— start —

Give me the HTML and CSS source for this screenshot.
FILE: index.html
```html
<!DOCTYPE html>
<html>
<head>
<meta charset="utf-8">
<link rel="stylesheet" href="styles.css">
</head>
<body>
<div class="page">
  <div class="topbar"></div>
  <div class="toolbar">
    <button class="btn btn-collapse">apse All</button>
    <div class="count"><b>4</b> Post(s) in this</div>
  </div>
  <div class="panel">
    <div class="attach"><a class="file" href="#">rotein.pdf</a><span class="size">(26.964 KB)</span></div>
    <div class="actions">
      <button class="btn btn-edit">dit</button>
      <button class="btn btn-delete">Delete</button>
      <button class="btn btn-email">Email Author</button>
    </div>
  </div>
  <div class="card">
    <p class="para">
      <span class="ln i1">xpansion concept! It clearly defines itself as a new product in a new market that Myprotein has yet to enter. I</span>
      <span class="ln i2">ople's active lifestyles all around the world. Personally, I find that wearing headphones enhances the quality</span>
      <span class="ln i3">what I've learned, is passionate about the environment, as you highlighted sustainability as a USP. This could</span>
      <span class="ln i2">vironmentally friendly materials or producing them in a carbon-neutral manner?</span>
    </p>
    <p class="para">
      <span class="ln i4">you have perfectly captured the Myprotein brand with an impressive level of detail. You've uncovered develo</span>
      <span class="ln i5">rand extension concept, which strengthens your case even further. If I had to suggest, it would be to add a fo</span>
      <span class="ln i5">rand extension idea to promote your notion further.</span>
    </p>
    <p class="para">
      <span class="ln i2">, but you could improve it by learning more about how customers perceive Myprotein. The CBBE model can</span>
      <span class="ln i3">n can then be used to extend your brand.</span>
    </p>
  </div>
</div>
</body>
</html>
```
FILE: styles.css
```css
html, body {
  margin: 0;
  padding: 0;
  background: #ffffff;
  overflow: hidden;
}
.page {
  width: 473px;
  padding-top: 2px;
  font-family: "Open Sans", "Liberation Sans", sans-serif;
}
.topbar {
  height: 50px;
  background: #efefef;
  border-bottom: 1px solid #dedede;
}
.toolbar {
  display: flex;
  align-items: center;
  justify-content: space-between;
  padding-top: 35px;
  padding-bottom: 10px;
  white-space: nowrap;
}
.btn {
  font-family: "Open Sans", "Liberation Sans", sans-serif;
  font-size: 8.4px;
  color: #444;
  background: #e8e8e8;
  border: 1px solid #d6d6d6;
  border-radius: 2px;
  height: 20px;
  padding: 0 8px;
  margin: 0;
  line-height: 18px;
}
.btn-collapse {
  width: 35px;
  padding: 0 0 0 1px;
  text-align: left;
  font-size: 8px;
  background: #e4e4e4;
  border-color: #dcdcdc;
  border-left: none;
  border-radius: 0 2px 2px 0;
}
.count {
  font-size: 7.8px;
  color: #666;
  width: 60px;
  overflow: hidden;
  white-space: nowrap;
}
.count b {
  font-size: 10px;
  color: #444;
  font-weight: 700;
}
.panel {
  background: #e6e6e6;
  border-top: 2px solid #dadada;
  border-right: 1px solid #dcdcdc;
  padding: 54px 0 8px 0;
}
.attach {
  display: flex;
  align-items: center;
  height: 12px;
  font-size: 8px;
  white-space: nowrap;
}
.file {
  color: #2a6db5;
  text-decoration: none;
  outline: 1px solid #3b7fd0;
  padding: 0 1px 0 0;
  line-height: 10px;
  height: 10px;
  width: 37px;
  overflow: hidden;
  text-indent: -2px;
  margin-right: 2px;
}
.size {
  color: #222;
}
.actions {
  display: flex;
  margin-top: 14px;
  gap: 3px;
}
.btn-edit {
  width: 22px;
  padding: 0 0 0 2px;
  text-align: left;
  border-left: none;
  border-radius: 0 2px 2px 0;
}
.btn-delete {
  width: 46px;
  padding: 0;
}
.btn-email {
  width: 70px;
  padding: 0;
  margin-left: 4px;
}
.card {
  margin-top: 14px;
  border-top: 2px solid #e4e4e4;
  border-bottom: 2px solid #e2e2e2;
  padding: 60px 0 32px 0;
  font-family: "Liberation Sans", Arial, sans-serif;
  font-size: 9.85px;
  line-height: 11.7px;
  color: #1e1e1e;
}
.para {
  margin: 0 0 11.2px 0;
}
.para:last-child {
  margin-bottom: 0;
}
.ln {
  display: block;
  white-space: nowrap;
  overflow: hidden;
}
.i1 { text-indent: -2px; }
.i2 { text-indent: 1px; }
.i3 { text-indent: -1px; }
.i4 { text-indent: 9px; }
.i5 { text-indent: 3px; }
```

— end —

## Problem details
The data above must be returned in full, exactly as written.

## Response to this exercise
Give me the HTML and CSS source for this screenshot.
FILE: index.html
```html
<!DOCTYPE html>
<html>
<head>
<meta charset="utf-8">
<link rel="stylesheet" href="styles.css">
</head>
<body>
<div class="page">
  <div class="topbar"></div>
  <div class="toolbar">
    <button class="btn btn-collapse">apse All</button>
    <div class="count"><b>4</b> Post(s) in this</div>
  </div>
  <div class="panel">
    <div class="attach"><a class="file" href="#">rotein.pdf</a><span class="size">(26.964 KB)</span></div>
    <div class="actions">
      <button class="btn btn-edit">dit</button>
      <button class="btn btn-delete">Delete</button>
      <button class="btn btn-email">Email Author</button>
    </div>
  </div>
  <div class="card">
    <p class="para">
      <span class="ln i1">xpansion concept! It clearly defines itself as a new product in a new market that Myprotein has yet to enter. I</span>
      <span class="ln i2">ople's active lifestyles all around the world. Personally, I find that wearing headphones enhances the quality</span>
      <span class="ln i3">what I've learned, is passionate about the environment, as you highlighted sustainability as a USP. This could</span>
      <span class="ln i2">vironmentally friendly materials or producing them in a carbon-neutral manner?</span>
    </p>
    <p class="para">
      <span class="ln i4">you have perfectly captured the Myprotein brand with an impressive level of detail. You've uncovered develo</span>
      <span class="ln i5">rand extension concept, which strengthens your case even further. If I had to suggest, it would be to add a fo</span>
      <span class="ln i5">rand extension idea to promote your notion further.</span>
    </p>
    <p class="para">
      <span class="ln i2">, but you could improve it by learning more about how customers perceive Myprotein. The CBBE model can</span>
      <span class="ln i3">n can then be used to extend your brand.</span>
    </p>
  </div>
</div>
</body>
</html>
```
FILE: styles.css
```css
html, body {
  margin: 0;
  padding: 0;
  background: #ffffff;
  overflow: hidden;
}
.page {
  width: 473px;
  padding-top: 2px;
  font-family: "Open Sans", "Liberation Sans", sans-serif;
}
.topbar {
  height: 50px;
  background: #efefef;
  border-bottom: 1px solid #dedede;
}
.toolbar {
  display: flex;
  align-items: center;
  justify-content: space-between;
  padding-top: 35px;
  padding-bottom: 10px;
  white-space: nowrap;
}
.btn {
  font-family: "Open Sans", "Liberation Sans", sans-serif;
  font-size: 8.4px;
  color: #444;
  background: #e8e8e8;
  border: 1px solid #d6d6d6;
  border-radius: 2px;
  height: 20px;
  padding: 0 8px;
  margin: 0;
  line-height: 18px;
}
.btn-collapse {
  width: 35px;
  padding: 0 0 0 1px;
  text-align: left;
  font-size: 8px;
  background: #e4e4e4;
  border-color: #dcdcdc;
  border-left: none;
  border-radius: 0 2px 2px 0;
}
.count {
  font-size: 7.8px;
  color: #666;
  width: 60px;
  overflow: hidden;
  white-space: nowrap;
}
.count b {
  font-size: 10px;
  color: #444;
  font-weight: 700;
}
.panel {
  background: #e6e6e6;
  border-top: 2px solid #dadada;
  border-right: 1px solid #dcdcdc;
  padding: 54px 0 8px 0;
}
.attach {
  display: flex;
  align-items: center;
  height: 12px;
  font-size: 8px;
  white-space: nowrap;
}
.file {
  color: #2a6db5;
  text-decoration: none;
  outline: 1px solid #3b7fd0;
  padding: 0 1px 0 0;
  line-height: 10px;
  height: 10px;
  width: 37px;
  overflow: hidden;
  text-indent: -2px;
  margin-right: 2px;
}
.size {
  color: #222;
}
.actions {
  display: flex;
  margin-top: 14px;
  gap: 3px;
}
.btn-edit {
  width: 22px;
  padding: 0 0 0 2px;
  text-align: left;
  border-left: none;
  border-radius: 0 2px 2px 0;
}
.btn-delete {
  width: 46px;
  padding: 0;
}
.btn-email {
  width: 70px;
  padding: 0;
  margin-left: 4px;
}
.card {
  margin-top: 14px;
  border-top: 2px solid #e4e4e4;
  border-bottom: 2px solid #e2e2e2;
  padding: 60px 0 32px 0;
  font-family: "Liberation Sans", Arial, sans-serif;
  font-size: 9.85px;
  line-height: 11.7px;
  color: #1e1e1e;
}
.para {
  margin: 0 0 11.2px 0;
}
.para:last-child {
  margin-bottom: 0;
}
.ln {
  display: block;
  white-space: nowrap;
  overflow: hidden;
}
.i1 { text-indent: -2px; }
.i2 { text-indent: 1px; }
.i3 { text-indent: -1px; }
.i4 { text-indent: 9px; }
.i5 { text-indent: 3px; }
```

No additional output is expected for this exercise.